**Exercise objective**
Scan the data for "that" and copy the lines it appears in.

-- Start of Data extract --

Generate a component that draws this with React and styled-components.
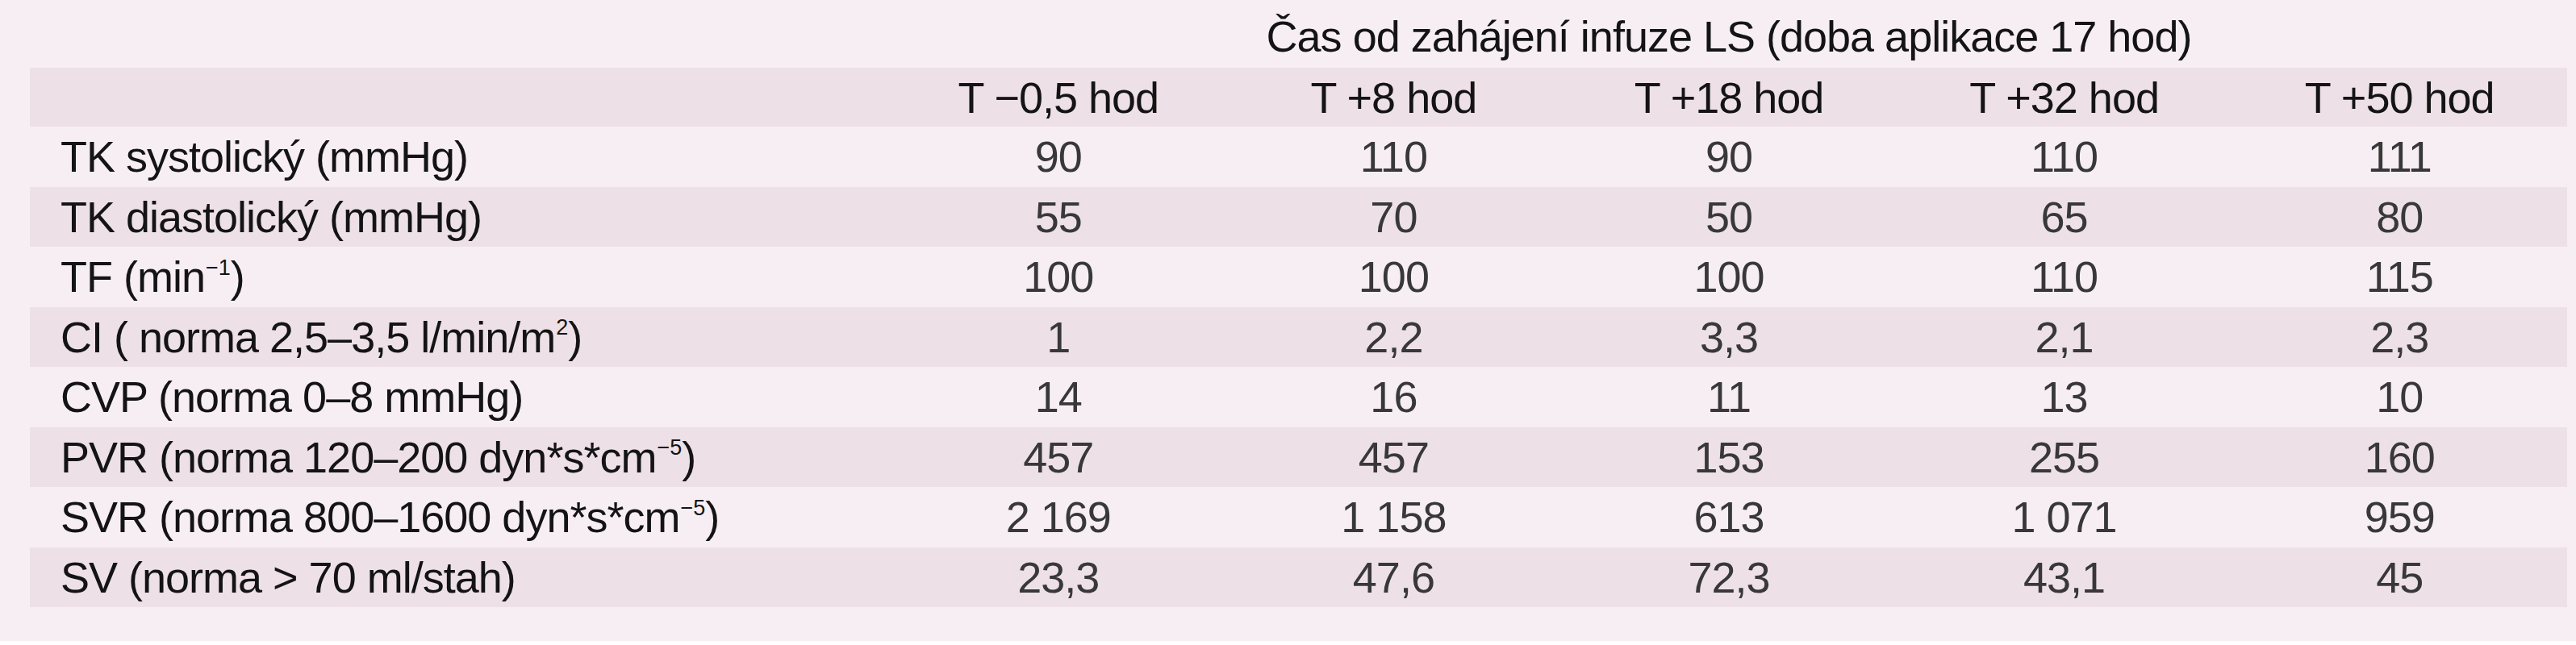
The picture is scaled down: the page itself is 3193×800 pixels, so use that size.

-- End of Data extract --
-- Start of Data extract --

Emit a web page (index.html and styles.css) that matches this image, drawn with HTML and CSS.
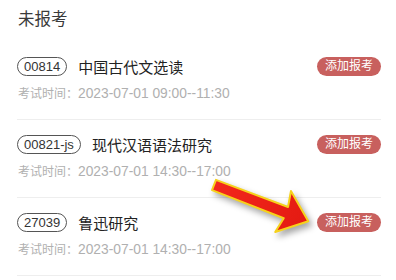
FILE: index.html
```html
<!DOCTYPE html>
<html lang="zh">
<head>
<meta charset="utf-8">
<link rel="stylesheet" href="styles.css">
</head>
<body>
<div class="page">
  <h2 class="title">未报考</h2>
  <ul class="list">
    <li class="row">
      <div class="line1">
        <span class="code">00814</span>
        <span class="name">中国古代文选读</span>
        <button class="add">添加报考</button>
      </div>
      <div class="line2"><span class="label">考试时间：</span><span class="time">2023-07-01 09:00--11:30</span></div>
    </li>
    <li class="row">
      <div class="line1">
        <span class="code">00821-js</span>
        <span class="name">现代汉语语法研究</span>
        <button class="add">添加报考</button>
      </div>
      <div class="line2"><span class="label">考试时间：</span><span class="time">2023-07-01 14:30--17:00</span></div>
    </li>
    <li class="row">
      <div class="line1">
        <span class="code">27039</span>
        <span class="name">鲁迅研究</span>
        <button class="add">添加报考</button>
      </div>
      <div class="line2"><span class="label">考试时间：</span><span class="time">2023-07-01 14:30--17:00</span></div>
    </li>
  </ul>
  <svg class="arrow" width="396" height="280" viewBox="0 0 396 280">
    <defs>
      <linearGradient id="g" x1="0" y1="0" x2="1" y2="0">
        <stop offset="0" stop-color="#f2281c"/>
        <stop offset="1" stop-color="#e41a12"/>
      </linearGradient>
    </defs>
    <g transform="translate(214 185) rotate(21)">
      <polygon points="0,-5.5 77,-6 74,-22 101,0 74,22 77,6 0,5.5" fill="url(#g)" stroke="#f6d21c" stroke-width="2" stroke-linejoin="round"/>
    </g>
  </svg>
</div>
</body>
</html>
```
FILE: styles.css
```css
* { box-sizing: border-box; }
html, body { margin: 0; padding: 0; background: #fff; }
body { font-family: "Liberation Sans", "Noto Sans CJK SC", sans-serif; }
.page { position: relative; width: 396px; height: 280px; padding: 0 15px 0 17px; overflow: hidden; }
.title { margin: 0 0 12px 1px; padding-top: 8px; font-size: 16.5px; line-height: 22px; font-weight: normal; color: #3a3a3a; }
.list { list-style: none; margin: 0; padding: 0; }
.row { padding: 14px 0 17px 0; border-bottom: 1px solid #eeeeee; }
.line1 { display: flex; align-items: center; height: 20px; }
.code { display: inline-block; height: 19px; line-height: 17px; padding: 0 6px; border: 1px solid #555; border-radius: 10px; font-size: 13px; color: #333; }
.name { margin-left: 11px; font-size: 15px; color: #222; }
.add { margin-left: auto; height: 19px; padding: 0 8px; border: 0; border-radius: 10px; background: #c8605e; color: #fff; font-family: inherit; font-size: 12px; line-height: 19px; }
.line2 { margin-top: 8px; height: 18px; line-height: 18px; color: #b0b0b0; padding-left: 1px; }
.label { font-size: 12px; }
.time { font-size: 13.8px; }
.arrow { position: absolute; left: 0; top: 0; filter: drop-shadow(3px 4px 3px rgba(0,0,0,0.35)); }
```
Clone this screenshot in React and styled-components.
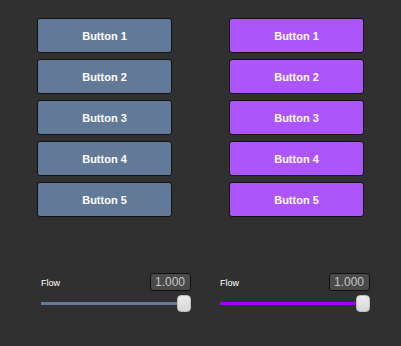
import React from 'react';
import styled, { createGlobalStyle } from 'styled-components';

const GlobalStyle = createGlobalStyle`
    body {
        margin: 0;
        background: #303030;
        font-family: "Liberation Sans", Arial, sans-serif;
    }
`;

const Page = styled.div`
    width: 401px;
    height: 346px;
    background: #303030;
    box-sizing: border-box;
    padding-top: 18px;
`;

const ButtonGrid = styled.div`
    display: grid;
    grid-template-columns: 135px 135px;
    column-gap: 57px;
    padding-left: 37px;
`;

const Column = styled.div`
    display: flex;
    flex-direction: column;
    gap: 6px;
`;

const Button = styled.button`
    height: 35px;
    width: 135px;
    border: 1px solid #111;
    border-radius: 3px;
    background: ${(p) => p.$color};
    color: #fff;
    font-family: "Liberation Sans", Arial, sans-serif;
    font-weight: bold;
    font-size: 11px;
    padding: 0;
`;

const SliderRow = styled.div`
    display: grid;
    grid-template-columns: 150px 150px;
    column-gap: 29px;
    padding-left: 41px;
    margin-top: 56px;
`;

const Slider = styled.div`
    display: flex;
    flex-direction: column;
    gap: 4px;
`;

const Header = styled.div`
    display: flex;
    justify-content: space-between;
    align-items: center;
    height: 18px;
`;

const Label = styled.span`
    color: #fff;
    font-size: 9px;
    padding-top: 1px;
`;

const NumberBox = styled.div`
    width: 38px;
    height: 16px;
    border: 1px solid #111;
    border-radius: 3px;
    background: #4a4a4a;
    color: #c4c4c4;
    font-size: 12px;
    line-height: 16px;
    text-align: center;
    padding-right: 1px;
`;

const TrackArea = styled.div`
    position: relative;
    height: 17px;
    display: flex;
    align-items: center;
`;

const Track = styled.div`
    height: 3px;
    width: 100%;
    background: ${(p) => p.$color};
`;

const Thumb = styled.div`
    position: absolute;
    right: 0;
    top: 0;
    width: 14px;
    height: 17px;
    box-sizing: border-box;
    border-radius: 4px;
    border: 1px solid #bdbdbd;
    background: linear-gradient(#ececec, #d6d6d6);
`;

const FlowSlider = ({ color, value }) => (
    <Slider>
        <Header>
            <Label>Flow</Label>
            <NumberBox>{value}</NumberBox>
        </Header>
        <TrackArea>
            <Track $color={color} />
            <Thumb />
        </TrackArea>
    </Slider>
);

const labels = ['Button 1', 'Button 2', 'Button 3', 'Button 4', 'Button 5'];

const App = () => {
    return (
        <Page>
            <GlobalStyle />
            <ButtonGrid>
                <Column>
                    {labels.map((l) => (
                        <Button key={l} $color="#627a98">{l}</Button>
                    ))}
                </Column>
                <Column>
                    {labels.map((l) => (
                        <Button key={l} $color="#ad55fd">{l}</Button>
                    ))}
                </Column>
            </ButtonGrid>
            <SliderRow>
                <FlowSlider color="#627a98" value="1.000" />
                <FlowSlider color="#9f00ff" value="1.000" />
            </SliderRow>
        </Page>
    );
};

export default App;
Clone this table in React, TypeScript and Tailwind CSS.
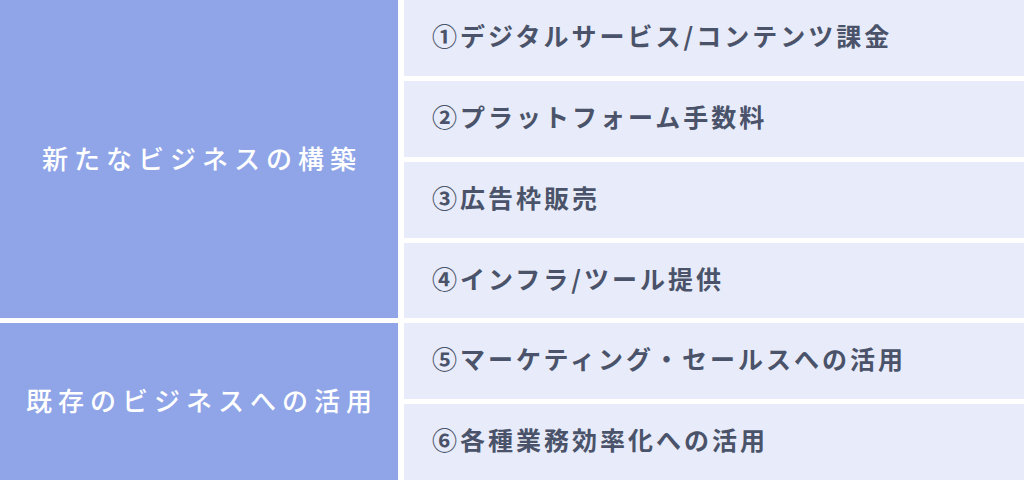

-- End of Data extract --

**Result of this exercise**
Generate a component that draws this with React and styled-components.
The picture is scaled down: the page itself is 3193×800 pixels, so use that size.
Emit a web page (index.html and styles.css) that matches this image, drawn with HTML and CSS.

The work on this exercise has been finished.